2. Can the “Viksit Rajya @2047” vision be realised through sub‑national indices like the IFI? Discuss institutional and fiscal challenges. [GS-II: Governance]
Sub‑national indices convert national goals into state targets and enable performance tracking. Realisation requires policy coordination, model laws and performance‑linked grants. Key challenges are unequal fiscal capacity, administrative asymmetry and political divergence. Remedies include conditional central grants, NITI Aayog‑led technical support, phased reform sequencing and legal reforms to streamline land and labour regulations.
3. Analyse the inclusion of “environmental resilience” in the IFI and the policy implications for balancing growth with ecological sustainability. [GS-III: Environment & DM]
Environmental resilience as a pillar forces states to factor natural capital and disaster risk into investment planning. Policy implications include stricter environmental assessments, green finance needs and integration of adaptation measures into infrastructure design.
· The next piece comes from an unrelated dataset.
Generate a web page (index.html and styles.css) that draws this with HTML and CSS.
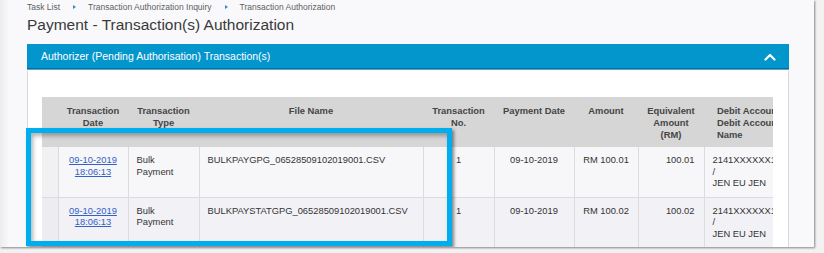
FILE: index.html
```html
<!DOCTYPE html>
<html>
<head>
<meta charset="utf-8">
<link rel="stylesheet" href="styles.css">
</head>
<body>
<div class="screen">
  <div class="content">
    <div class="crumbs">
      <span>Task List</span><span class="sep"></span>
      <span>Transaction Authorization Inquiry</span><span class="sep"></span>
      <span>Transaction Authorization</span>
    </div>
    <h1 class="title">Payment - Transaction(s) Authorization</h1>
    <div class="bar">
      <span class="bar-title">Authorizer (Pending Authorisation) Transaction(s)</span>
      <svg class="chev" width="12" height="8" viewBox="0 0 12 8"><polyline points="1.5,6.5 6,2 10.5,6.5" fill="none" stroke="#fff" stroke-width="2.2" stroke-linecap="round" stroke-linejoin="round"/></svg>
    </div>
    <div class="panel">
      <div class="table-wrap">
        <table class="grid">
          <colgroup>
            <col class="c0"><col class="c1"><col class="c2"><col class="c3"><col class="c4"><col class="c5"><col class="c6"><col class="c7"><col class="c8">
          </colgroup>
          <thead>
            <tr>
              <th></th>
              <th>Transaction<br>Date</th>
              <th>Transaction<br>Type</th>
              <th>File Name</th>
              <th>Transaction<br>No.</th>
              <th>Payment Date</th>
              <th>Amount</th>
              <th>Equivalent<br>Amount<br>(RM)</th>
              <th class="left-ish">Debit Account /<br>Debit Account<br>Name</th>
            </tr>
          </thead>
          <tbody>
            <tr class="r1">
              <td class="sel"></td>
              <td class="center"><a href="#">09-10-2019<br>18:06:13</a></td>
              <td>Bulk<br>Payment</td>
              <td>BULKPAYGPG_06528509102019001.CSV</td>
              <td class="center">1</td>
              <td class="center">09-10-2019</td>
              <td class="center">RM 100.01</td>
              <td class="right">100.01</td>
              <td class="acct">2141XXXXXX1234<br>/<br>JEN EU JEN</td>
            </tr>
            <tr class="r2">
              <td class="sel"></td>
              <td class="center"><a href="#">09-10-2019<br>18:06:13</a></td>
              <td>Bulk<br>Payment</td>
              <td>BULKPAYSTATGPG_06528509102019001.CSV</td>
              <td class="center">1</td>
              <td class="center">09-10-2019</td>
              <td class="center">RM 100.02</td>
              <td class="right">100.02</td>
              <td class="acct">2141XXXXXX1234<br>/<br>JEN EU JEN</td>
            </tr>
            <tr class="r1">
              <td class="sel"></td>
              <td></td><td></td><td></td><td></td><td></td><td></td><td></td><td></td>
            </tr>
          </tbody>
        </table>
      </div>
    </div>
  </div>
  <div class="highlight"></div>
</div>
</body>
</html>
```

FILE: styles.css
```css
html, body {
  margin: 0;
  padding: 0;
}
body {
  width: 824px;
  height: 253px;
  overflow: hidden;
  background: #f2f2f2;
  font-family: "Liberation Sans", Arial, sans-serif;
}
.screen {
  position: relative;
  width: 814px;
  height: 247px;
  overflow: hidden;
  background: linear-gradient(to right, #ececee 0px, #f9f9fb 9px, #f9f9fb 100%);
  box-shadow: 1px 1px 2px rgba(0,0,0,0.45);
}
.content {
  padding-left: 27px;
  width: 762px;
}
.crumbs {
  padding-top: 1px;
  line-height: 12px;
  font-size: 8.5px;
  color: #5f5f5f;
  display: flex;
  align-items: center;
  white-space: nowrap;
}
.sep {
  display: inline-block;
  width: 0;
  height: 0;
  border-left: 3px solid #2b8fcb;
  border-top: 2px solid transparent;
  border-bottom: 2px solid transparent;
  margin: 0 12px 0 13px;
}
.title {
  margin: 2px 0 0 0;
  font-size: 15.5px;
  line-height: 20px;
  font-weight: normal;
  color: #3a3a3a;
  white-space: nowrap;
}
.bar {
  margin-top: 9px;
  height: 24px;
  background: #0396cd;
  border-bottom: 1px solid #086e98;
  box-shadow: 0 1px 0 #5ca6cc;
  display: flex;
  align-items: center;
  justify-content: space-between;
  padding: 0 13px 0 14px;
}
.bar-title {
  color: #fff;
  font-size: 10.5px;
  line-height: 12px;
}
.chev {
  display: block;
  margin-top: 2px;
}
.panel {
  margin-top: 2px;
  background: #fff;
  border-left: 1px solid #d9d9d9;
  border-right: 1px solid #d9d9d9;
  padding: 26px 0 0 14px;
  height: 160px;
}
.table-wrap {
  width: 731px;
  overflow: hidden;
}
.grid {
  border-collapse: collapse;
  table-layout: fixed;
  width: 830px;
  font-size: 9.35px;
  color: #333;
}
.c0 { width: 16px; }
.c1 { width: 70px; }
.c2 { width: 71px; }
.c3 { width: 224px; }
.c4 { width: 71px; }
.c5 { width: 80px; }
.c6 { width: 64px; }
.c7 { width: 66px; }
.c8 { width: 168px; }
.grid th {
  background: #d6d6d6;
  color: #454545;
  font-weight: bold;
  font-size: 9.4px;
  line-height: 12px;
  height: 50px;
  padding: 8px 4px 0 4px;
  vertical-align: top;
  text-align: center;
  box-sizing: border-box;
}
.grid th.left-ish {
  text-align: left;
  padding-left: 13px;
}
.grid td {
  height: 50px;
  box-sizing: border-box;
  vertical-align: top;
  padding: 8px 8px 0 8px;
  line-height: 11.7px;
  border-left: 1px solid #dcdcdf;
  border-bottom: 1px solid #dcdcdf;
  white-space: nowrap;
  overflow: hidden;
}
.grid td:first-child { border-left: none; }
.r1 td { background: #f7f7fa; }
.r2 td { background: #f1f1f6; }
.r1 td.sel { background: #f1f1f4; }
.r2 td.sel { background: #ececf1; }
.center { text-align: center; }
.right { text-align: right; }
.grid td.right { padding-right: 9px; }
.grid a {
  color: #3461c4;
  text-decoration: underline;
}
.highlight {
  position: absolute;
  left: 26px;
  top: 128px;
  width: 426px;
  height: 118px;
  box-sizing: border-box;
  border: 5px solid #00aeef;
  box-shadow: 2px 2px 3px rgba(0,0,0,0.45), inset 2px 3px 4px rgba(0,0,0,0.3);
}
```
Challenges are metric standardisation, short‑term compliance costs and enforcement capacity. Responses include natural capital accounting, resilience funds and incentives for low‑impact industries.
4. What governance and infrastructural measures can improve investment readiness in island and remote Union Territories classified as “aspiring”? [GS-II: Governance]
Measures include off‑grid renewables, resilient transport and digital connectivity, tailored regulatory regimes for small enterprises, and promotion of niche sectors such as sustainable tourism and blue economy. Complementary steps are central technical assistance, performance‑linked fiscal support, pilot PPPs and capacity building for local administrations to manage environmental safeguards and streamlined approvals.